Three Prayers
“They stood in their places and confessed their sins.” Nehemiah 9:3 NIV
Raw repentance sets the moral stage for revival. Without it, Nehemiah knew that the sacredness of his triumphant return to Jerusalem , the original destruction of the temple and walls many years before, and Israel ’s interminably long captivity made no sense. Thousands of Jews marched in parades, offered sacrifices and played music but the most important—-and, difficult—-part of the festivities was repentance. Repentance is just as critical today. What makes your sanctuary sacred? The keyboard, drums or pews? The people? What value beyond dollars and cents is attached to each element? Is everything jaded or irrelevant? A Nehemiah prayer today would revolutionize the church. Let us swallow hard and begin:
An Elderly Person’s Prayer
Forgive us who are elderly among us for all our sins. We have focused on our loneliness so much that we have forgotten your companionship. We worry because we’re scared of the future. We worry about insurance and Social Security so much that we fail to pray and leave it in your hands. Forgive us for paying more attention to ourselves than others; for not reaching or praying with others. Forgive us for not interceding for others, for not sitting down with others and counseling them about your Word. We have allowed our experience with you to shrink and age so it no longer is our source of joy. We excuse ourselves from worship because we are too tired and we have too many aches and pains. We criticize the youth for their music, forgetting that true worship doesn’t come from the outside but the inside. We live too much in the past, forgetting that you are a God of the present. We base our faith on what used to be instead of what is. Forgive us for our lack of faith in your Word. We read it but our eyes get too heavy and our minds too tired to make it real. We sit too quickly, stand too slowly, speak too softly, and pray too hesitantly. We have permitted personal disappointments in life to fill us with bitterness. We get more exercised over the prayers we think you didn’t answer than the prayers you did answer. Give us new strength to pray, to worship, to rejoice, to lead, to teach.
A Busy Person’s Prayer
Forgive us who are in the prime of our lives. We confess our covetousness and greed. We neglect our families so we can make more money. We think too much about accumulating stuff. We live in a permanent state of distractedness. We are too tired to worship or to come to church, but it never stops us from working. Forgive us for criticizing, gossiping, lack of prayer and reading the Word, for not living our lives by the principles of the Word.
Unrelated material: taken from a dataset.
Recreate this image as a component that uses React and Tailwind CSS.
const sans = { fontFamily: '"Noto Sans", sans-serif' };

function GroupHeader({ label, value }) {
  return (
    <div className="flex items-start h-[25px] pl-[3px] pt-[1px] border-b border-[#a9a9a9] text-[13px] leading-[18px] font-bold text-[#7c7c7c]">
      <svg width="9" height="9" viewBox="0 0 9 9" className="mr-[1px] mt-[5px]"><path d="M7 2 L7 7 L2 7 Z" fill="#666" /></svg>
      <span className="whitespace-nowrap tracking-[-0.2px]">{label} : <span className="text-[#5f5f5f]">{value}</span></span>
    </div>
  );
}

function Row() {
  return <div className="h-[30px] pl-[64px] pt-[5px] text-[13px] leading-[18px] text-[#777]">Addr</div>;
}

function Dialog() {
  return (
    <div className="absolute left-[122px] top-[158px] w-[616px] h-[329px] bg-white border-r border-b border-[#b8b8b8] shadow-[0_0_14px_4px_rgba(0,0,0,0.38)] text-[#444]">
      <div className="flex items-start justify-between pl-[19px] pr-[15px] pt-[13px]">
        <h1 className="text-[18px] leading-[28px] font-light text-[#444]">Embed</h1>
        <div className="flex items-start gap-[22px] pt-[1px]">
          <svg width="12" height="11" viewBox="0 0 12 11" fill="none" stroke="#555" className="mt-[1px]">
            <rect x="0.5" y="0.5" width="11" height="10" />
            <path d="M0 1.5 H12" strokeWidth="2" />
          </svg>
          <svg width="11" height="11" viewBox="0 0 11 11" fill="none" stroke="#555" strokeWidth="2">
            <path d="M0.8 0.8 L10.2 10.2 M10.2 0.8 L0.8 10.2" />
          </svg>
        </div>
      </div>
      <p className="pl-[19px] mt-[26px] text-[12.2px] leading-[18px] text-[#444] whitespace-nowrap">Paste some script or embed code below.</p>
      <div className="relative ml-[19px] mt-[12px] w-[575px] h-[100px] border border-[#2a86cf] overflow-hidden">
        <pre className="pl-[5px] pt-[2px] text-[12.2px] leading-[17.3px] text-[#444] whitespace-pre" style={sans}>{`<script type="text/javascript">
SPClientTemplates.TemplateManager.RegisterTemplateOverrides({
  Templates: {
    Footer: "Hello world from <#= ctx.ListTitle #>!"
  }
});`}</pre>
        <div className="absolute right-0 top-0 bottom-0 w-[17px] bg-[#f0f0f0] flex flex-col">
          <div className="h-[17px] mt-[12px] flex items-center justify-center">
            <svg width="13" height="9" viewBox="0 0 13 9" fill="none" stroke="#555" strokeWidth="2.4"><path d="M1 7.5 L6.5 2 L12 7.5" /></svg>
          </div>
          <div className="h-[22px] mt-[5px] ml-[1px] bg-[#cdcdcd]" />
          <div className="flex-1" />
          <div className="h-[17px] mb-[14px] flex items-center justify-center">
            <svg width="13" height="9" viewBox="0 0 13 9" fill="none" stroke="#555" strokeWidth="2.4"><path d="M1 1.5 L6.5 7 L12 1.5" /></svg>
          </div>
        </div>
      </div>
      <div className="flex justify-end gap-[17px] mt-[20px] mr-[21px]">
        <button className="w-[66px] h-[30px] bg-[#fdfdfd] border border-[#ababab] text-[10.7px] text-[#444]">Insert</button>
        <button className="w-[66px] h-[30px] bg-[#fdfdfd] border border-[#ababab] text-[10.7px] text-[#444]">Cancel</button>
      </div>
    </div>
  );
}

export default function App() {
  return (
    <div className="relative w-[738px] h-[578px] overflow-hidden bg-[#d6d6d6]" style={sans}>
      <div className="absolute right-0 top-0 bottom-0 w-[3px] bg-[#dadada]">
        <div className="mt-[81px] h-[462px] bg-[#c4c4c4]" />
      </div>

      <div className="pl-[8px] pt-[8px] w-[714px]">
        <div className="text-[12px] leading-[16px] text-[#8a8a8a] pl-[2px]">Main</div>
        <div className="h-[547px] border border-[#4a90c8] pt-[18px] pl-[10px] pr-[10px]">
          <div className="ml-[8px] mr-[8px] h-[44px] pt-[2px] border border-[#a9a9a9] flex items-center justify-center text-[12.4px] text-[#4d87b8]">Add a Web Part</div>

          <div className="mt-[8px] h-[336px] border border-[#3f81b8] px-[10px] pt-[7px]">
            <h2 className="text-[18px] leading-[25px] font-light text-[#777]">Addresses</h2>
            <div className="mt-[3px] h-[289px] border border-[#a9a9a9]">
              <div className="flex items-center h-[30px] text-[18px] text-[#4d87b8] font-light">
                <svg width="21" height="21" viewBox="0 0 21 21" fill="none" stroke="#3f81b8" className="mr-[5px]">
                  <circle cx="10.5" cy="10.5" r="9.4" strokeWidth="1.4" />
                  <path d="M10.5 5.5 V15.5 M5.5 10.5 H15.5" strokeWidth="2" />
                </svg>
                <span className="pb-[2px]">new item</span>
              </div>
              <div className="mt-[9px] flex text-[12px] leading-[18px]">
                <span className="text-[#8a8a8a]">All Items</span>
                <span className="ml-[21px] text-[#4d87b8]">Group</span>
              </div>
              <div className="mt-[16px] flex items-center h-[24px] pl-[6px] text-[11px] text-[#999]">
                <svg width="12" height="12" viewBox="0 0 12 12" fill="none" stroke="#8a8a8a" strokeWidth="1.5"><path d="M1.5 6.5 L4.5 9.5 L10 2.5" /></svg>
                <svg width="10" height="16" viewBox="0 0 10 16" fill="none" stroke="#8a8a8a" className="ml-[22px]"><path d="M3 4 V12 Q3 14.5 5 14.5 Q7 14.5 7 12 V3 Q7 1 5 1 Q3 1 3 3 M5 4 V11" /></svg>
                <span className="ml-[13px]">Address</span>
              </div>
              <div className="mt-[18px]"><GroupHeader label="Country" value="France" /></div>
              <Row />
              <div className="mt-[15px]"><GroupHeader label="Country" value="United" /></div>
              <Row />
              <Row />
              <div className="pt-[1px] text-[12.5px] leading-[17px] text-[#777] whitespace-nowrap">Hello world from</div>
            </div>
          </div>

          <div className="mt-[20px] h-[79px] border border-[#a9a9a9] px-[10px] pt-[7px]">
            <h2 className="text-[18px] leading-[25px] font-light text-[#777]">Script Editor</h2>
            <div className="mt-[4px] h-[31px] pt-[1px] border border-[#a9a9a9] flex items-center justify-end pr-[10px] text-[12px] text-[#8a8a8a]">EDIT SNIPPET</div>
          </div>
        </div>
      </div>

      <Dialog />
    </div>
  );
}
Forgive us for failing to tithe and closing up our hearts to the needs around us. Forgive us for our silence at wrongdoing, for failing to witness, for finding excuses not to do your will like singing in the choir, teaching, participating, lifting others up and submitting to spiritual authority. Give us the courage to recommit ourselves to you, to remember why we started coming to church and living for you in the first place. Help us to love you, our families, our brothers and sisters in the Lord like we should. Help us to make decisions based on the Word and righteousness, not on feelings or selfish thinking. Lift us up above our cars, clothes, homes, gadgets and trinkets, and revere you.
A Young Person’s Prayer
Forgive us who are still young people. Forgive us for hurting other kids because we don’t like them or we think they’re stupid. Forgive us for going along with the crowd to be liked. Forgive us for hating, lying and instigating trouble. Forgive us for using profanity because we think it’s funny; for making lewd and destructive comments about others; for speaking against those you have set over us. Forgive us for piling on with insults until we drive people away. Forgive us for overlooking kids who are hurting, the new kids, the scared, shy and less talented, and those who aren’t as good looking as we are. Forgive us for pretending we’re ok when, underneath, we know we’re not. Forgive us for being too intimidated to worship, thinking it’s not cool to love the King of Kings and the Lord of Lords. Forgive us for watching immoral movies and shows; for filling our ears with music that mocks everything we know is right; for letting a warped society tell us how to dress and what looks good. Forgive us for rebellion, disrespect, selfishness, ingratitude, disobedience; for criticizing anybody and everybody and anything and everything, not knowing that our bitterness is not because of them, but spews out of our own hearts. Help us to love you again, to forgive each other. Erase the rage, the hatred and the arrogance.
Lord, forgive us for all these sins. Fill us with the fruit of the Spirit. Fill us up to overflowing with your Holy Spirit. Electrify our worship services with your incredible presence. Let your love flow through us to a lost world. Help us tear down the strongholds of Satan; to share the wealth of the gospel to sinners; to live in harmony, respect, love, forgiveness, truth. We can never be worthy to enter these gates in worship in your temple, but you make us worthy. Your blood, your sacrifice, your love, your compassion, your truth, your Word, your transforming power is what we live for. You are our everything.